Estes fatos representam, sem dúvida, grande novidade na praxe da Igreja latina, novidade talvez sem precedentes. Há quem, a propósito, aponte o episódio seguinte: numa carta ao rei Filipe II da Espanha (1556-98), datada de 20 de Abril de 1565, o Cardeal Pacheco, Embaixador da Espanha em Roma, referia que seu colega D’Arco, Embaixador de Maximiliano II da Alemanha, lhe afirmara que os legados do Papa Paulo III na Alemanha, sob o Imperador Carlos V (1519-56), tinham dispensado do celibato dezoito sacerdotes. Como se vê, a noticia é complicada e passou por diversos intermediários; julga-se bem provável que o Embaixador D’Arco tenha aludido simplesmente aos poderes concedidos pelo Papa Paulo III aos seus legados em 1548 para reconciliarem sacerdotes casados, com a cláusula de se absterem do ministério sacerdotal.
Está, sem dúvida, no poder da Igreja desligar do celibato os clérigos ocidentais, para que vivam à semelhança dos orientais; trata-se de questão meramente disciplinar, não de lei divina nem de dogma. A razão por que o Santo Padre assim procedeu no caso do pastor Goethe era exposta nos seguintes termos pelo Superior do Seminário de Mogúncia, Monsenhor Reuss:
“Não há dúvida, antigos pastores protestantes, à custa de penosos sacrifícios convertidos ao catolicismo com sua família, são particularmente aptos a servir pela oração e pelo trabalho à magna causa da reunião de todos os cristãos na única Igreja de Jesus Cristo. Ordenados sacerdotes, eles se tornam colaboradores valiosíssimos na conquista deste grande objetivo da Igreja universal” (texto publicado na revista “Etudes” 272, 6, pg. 255).

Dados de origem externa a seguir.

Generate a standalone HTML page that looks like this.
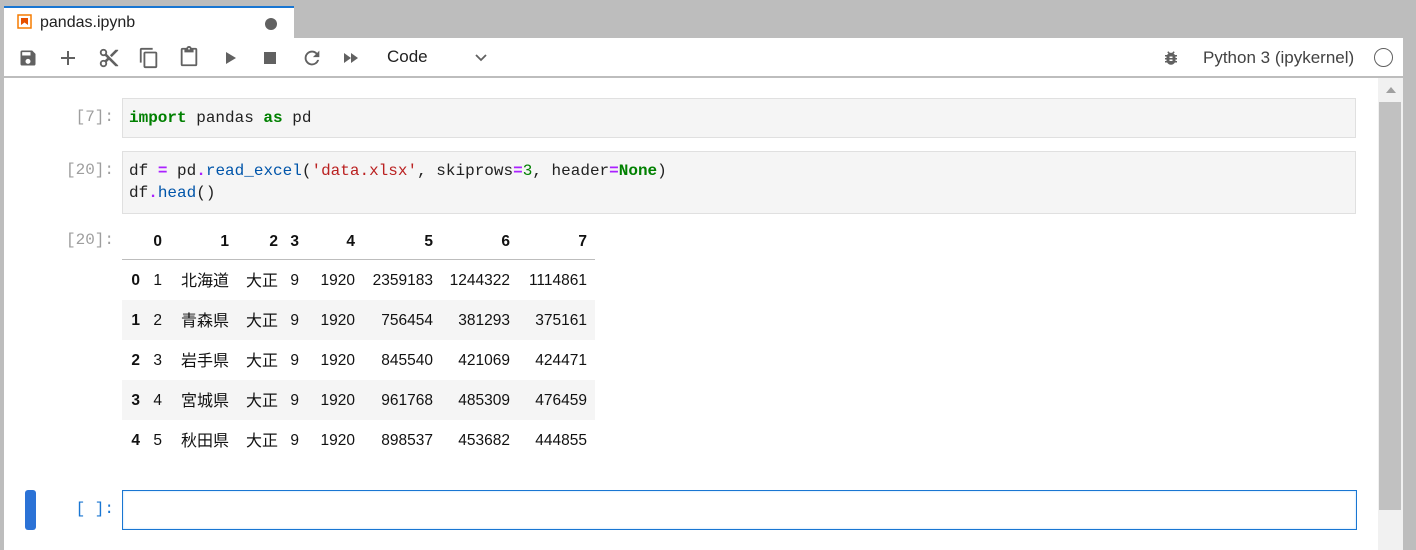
<!DOCTYPE html>
<html><head><meta charset="utf-8"><style>
body{margin:0;width:1416px;height:550px;background:#bdbdbd;position:relative;overflow:hidden;font-family:"Liberation Sans","Noto Sans CJK JP",sans-serif}
.abs{position:absolute}
.tab{left:4px;top:6px;width:290px;height:32px;background:#fff;border-top:2px solid #1976d2;box-sizing:border-box}
.tb{left:4px;top:38px;width:1399px;height:39px;background:#fff;border-bottom:1px solid #bdbdbd;box-sizing:border-box}
.main{left:4px;top:78px;width:1374px;height:472px;background:#fff}
.sb{left:1378px;top:78px;width:25px;height:472px;background:#f1f1f1}
.mono{font-family:"Liberation Mono","DejaVu Sans Mono",monospace;font-size:16px}
.prompt{color:#9e9e9e;text-align:right;width:110px;left:4px}
.cell{left:122px;width:1234px;background:#f5f5f5;border:1px solid #e0e0e0;box-sizing:border-box;padding:8px 6px;line-height:22px;color:#212121}
.k{color:#008000;font-weight:bold}.o{color:#aa22ff;font-weight:bold}.s{color:#ba2121}.f{color:#0055aa}.n{color:#008000}
table{border-collapse:collapse;font-size:15.5px;color:#111;font-family:"Liberation Sans","Noto Sans CJK JP",sans-serif}
td,th{text-align:right;padding:2px 8px 0 0;height:38px;white-space:nowrap;line-height:20px}
th{font-weight:bold}
.j span{font-size:16px;position:relative;top:1px;line-height:16px;display:inline-block}
thead th{height:35px;border-bottom:1px solid #bdbdbd}
tbody tr:nth-child(odd){background:#fff}
tbody tr:nth-child(even){background:#f5f5f5}
</style></head><body>
<div class="abs tab">
<svg class="abs" style="left:13px;top:6px" width="15" height="15"><rect x="1" y="1" width="13" height="13" fill="none" stroke="#f57c00" stroke-width="1.5"/><path d="M4 4h7v7l-3.5-2.5L4 11z" fill="#e65100"/></svg>
<div class="abs" style="left:36px;top:6px;font-size:16px;color:#212121">pandas.ipynb</div>
<div class="abs" style="left:261px;top:10px;width:12px;height:12px;border-radius:50%;background:#616161"></div>
</div>
<div class="abs tb"></div>
<svg class="abs" style="left:18px;top:48px" width="20" height="20" viewBox="0 0 24 24"><path d="M17 3H5a2 2 0 0 0-2 2v14a2 2 0 0 0 2 2h14a2 2 0 0 0 2-2V7zm-5 16a3 3 0 1 1 0-6 3 3 0 0 1 0 6zm3-10H5V5h10z" fill="#616161"/></svg>
<svg class="abs" style="left:58px;top:48px" width="20" height="20"><path d="M10 3v14M3 10h14" stroke="#616161" stroke-width="2"/></svg>
<svg class="abs" style="left:98px;top:47px" width="22" height="22" viewBox="0 0 24 24"><path d="M9.64 7.64c.23-.5.36-1.05.36-1.64 0-2.21-1.79-4-4-4S2 3.79 2 6s1.79 4 4 4c.59 0 1.14-.13 1.64-.36L10 12l-2.36 2.36C7.14 14.13 6.59 14 6 14c-2.21 0-4 1.79-4 4s1.79 4 4 4 4-1.79 4-4c0-.59-.13-1.14-.36-1.64L12 14l7 7h3v-1zM6 8a2 2 0 1 1 0-4 2 2 0 0 1 0 4zm0 12a2 2 0 1 1 0-4 2 2 0 0 1 0 4zm13-17l-6 6 2 2 7-7V3z" fill="#616161"/></svg>
<svg class="abs" style="left:138px;top:47px" width="22" height="22" viewBox="0 0 24 24"><path d="M16 1H4a2 2 0 0 0-2 2v14h2V3h12zm3 4H8a2 2 0 0 0-2 2v14a2 2 0 0 0 2 2h11a2 2 0 0 0 2-2V7a2 2 0 0 0-2-2zm0 16H8V7h11z" fill="#616161"/></svg>
<svg class="abs" style="left:178px;top:46px" width="22" height="22" viewBox="0 0 24 24"><path d="M19 2h-4.18C14.4.84 13.3 0 12 0S9.6.84 9.18 2H5a2 2 0 0 0-2 2v16a2 2 0 0 0 2 2h14a2 2 0 0 0 2-2V4a2 2 0 0 0-2-2zm-7 0a1 1 0 1 1 0 2 1 1 0 0 1 0-2zm7 18H5V4h2v3h10V4h2z" fill="#616161"/></svg>
<svg class="abs" style="left:224px;top:51px" width="14" height="14"><path d="M2 1l10 6-10 6z" fill="#616161"/></svg>
<div class="abs" style="left:264px;top:52px;width:12px;height:12px;background:#616161"></div>
<svg class="abs" style="left:301px;top:47px" width="22" height="22" viewBox="0 0 24 24"><path d="M17.65 6.35A7.96 7.96 0 0 0 12 4a8 8 0 1 0 7.73 10h-2.08A6 6 0 1 1 12 6c1.66 0 3.14.69 4.22 1.78L13 11h7V4z" fill="#616161"/></svg>
<svg class="abs" style="left:343px;top:51px" width="16" height="14"><path d="M1 2l7 5-7 5zM8 2l7 5-7 5z" fill="#616161"/></svg>
<div class="abs" style="left:387px;top:47px;font-size:17px;color:#212121">Code</div>
<svg class="abs" style="left:474px;top:53px" width="14" height="10"><path d="M2 2l5 5 5-5" stroke="#616161" stroke-width="1.8" fill="none"/></svg>
<svg class="abs" style="left:1162px;top:48px" width="18" height="20" viewBox="0 0 24 24"><path d="M20 8h-2.81a5.985 5.985 0 0 0-1.82-1.96L17 4.41 15.59 3l-2.17 2.17a6.002 6.002 0 0 0-2.83 0L8.41 3 7 4.41l1.62 1.63C7.88 6.55 7.26 7.22 6.81 8H4v2h2.09c-.05.33-.09.66-.09 1v1H4v2h2v1c0 .34.04.67.09 1H4v2h2.81c1.04 1.79 2.97 3 5.19 3s4.15-1.21 5.19-3H20v-2h-2.09c.05-.33.09-.66.09-1v-1h2v-2h-2v-1c0-.34-.04-.67-.09-1H20zm-6 8h-4v-2h4zm0-4h-4v-2h4z" fill="#616161"/></svg>
<div class="abs" style="left:1203px;top:48px;font-size:17px;color:#424242">Python 3 (ipykernel)</div>
<div class="abs" style="left:1374px;top:48px;width:19px;height:19px;border:1.6px solid #616161;border-radius:50%;box-sizing:border-box"></div>
<div class="abs main"></div>
<div class="abs sb"><svg class="abs" style="left:7px;top:8px" width="12" height="8"><path d="M1 7l5-6 5 6z" fill="#a0a0a0"/></svg><div class="abs" style="left:1px;top:24px;width:22px;height:408px;background:#c1c1c1"></div></div>
<div class="abs mono prompt" style="top:108px">[7]:</div>
<div class="abs cell mono" style="top:98px;height:40px"><span class="k">import</span> pandas <span class="k">as</span> pd</div>
<div class="abs mono prompt" style="top:161px">[20]:</div>
<div class="abs cell mono" style="top:151px;height:63px">df <span class="o">=</span> pd<span class="o">.</span><span class="f">read_excel</span>(<span class="s">'data.xlsx'</span>, skiprows<span class="o">=</span><span class="n">3</span>, header<span class="o">=</span><span class="k">None</span>)<br>df<span class="o">.</span><span class="f">head</span>()</div>
<div class="abs mono prompt" style="top:231px">[20]:</div>
<table class="abs" style="left:122px;top:222px">
<colgroup><col style="width:26px"><col style="width:22px"><col style="width:67px"><col style="width:49px"><col style="width:21px"><col style="width:56px"><col style="width:78px"><col style="width:77px"><col style="width:77px"></colgroup>
<thead><tr><th></th><th>0</th><th>1</th><th>2</th><th>3</th><th>4</th><th>5</th><th>6</th><th>7</th></tr></thead>
<tbody>
<tr><th>0</th><td>1</td><td class="j"><span>北海道</span></td><td class="j"><span>大正</span></td><td>9</td><td>1920</td><td>2359183</td><td>1244322</td><td>1114861</td></tr>
<tr><th>1</th><td>2</td><td class="j"><span>青森県</span></td><td class="j"><span>大正</span></td><td>9</td><td>1920</td><td>756454</td><td>381293</td><td>375161</td></tr>
<tr><th>2</th><td>3</td><td class="j"><span>岩手県</span></td><td class="j"><span>大正</span></td><td>9</td><td>1920</td><td>845540</td><td>421069</td><td>424471</td></tr>
<tr><th>3</th><td>4</td><td class="j"><span>宮城県</span></td><td class="j"><span>大正</span></td><td>9</td><td>1920</td><td>961768</td><td>485309</td><td>476459</td></tr>
<tr><th>4</th><td>5</td><td class="j"><span>秋田県</span></td><td class="j"><span>大正</span></td><td>9</td><td>1920</td><td>898537</td><td>453682</td><td>444855</td></tr>
</tbody></table>
<div class="abs" style="left:25px;top:490px;width:11px;height:40px;background:#2b72d6;border-radius:3px"></div>
<div class="abs mono prompt" style="top:500px;color:#1976d2">[ ]:</div>
<div class="abs" style="left:122px;top:490px;width:1235px;height:40px;border:1px solid #1976d2;box-sizing:border-box;box-shadow:inset 0 0 2px #bbdefb"></div>
</body></html>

O motivo da dispensa era, pois, o apostolado. Com efeito; tem-se delineado na Alemanha protestante de após-guerra uma volta notável de atenção para Roma. O fenômeno se explica por diversos fatores: a perseguição movida pelo nazismo aos cristãos em geral, o deslocamento de populações que passam a viver em “diáspora”, as dificuldades que os luteranos encontram para se constituir juridicamente. Em tal situação entende-se que a Igreja Católica lance mão de recursos novos para corresponder às expectativas dos irmãos separados.
Enquanto este ou outro motivo grave o postular, o celibato eclesiástico poderá ser esporadicamente dispensado. É inegável, porém, o grande interesse que tem a cristandade inteira em se conservar a legislação vigente; os benefícios que ela de fato acarreta, são muito mais ponderosos do que as razões que se possam apresentar em contrário. O sacerdote tem que viver como homem de Deus, totalmente devotado aos interesses das almas.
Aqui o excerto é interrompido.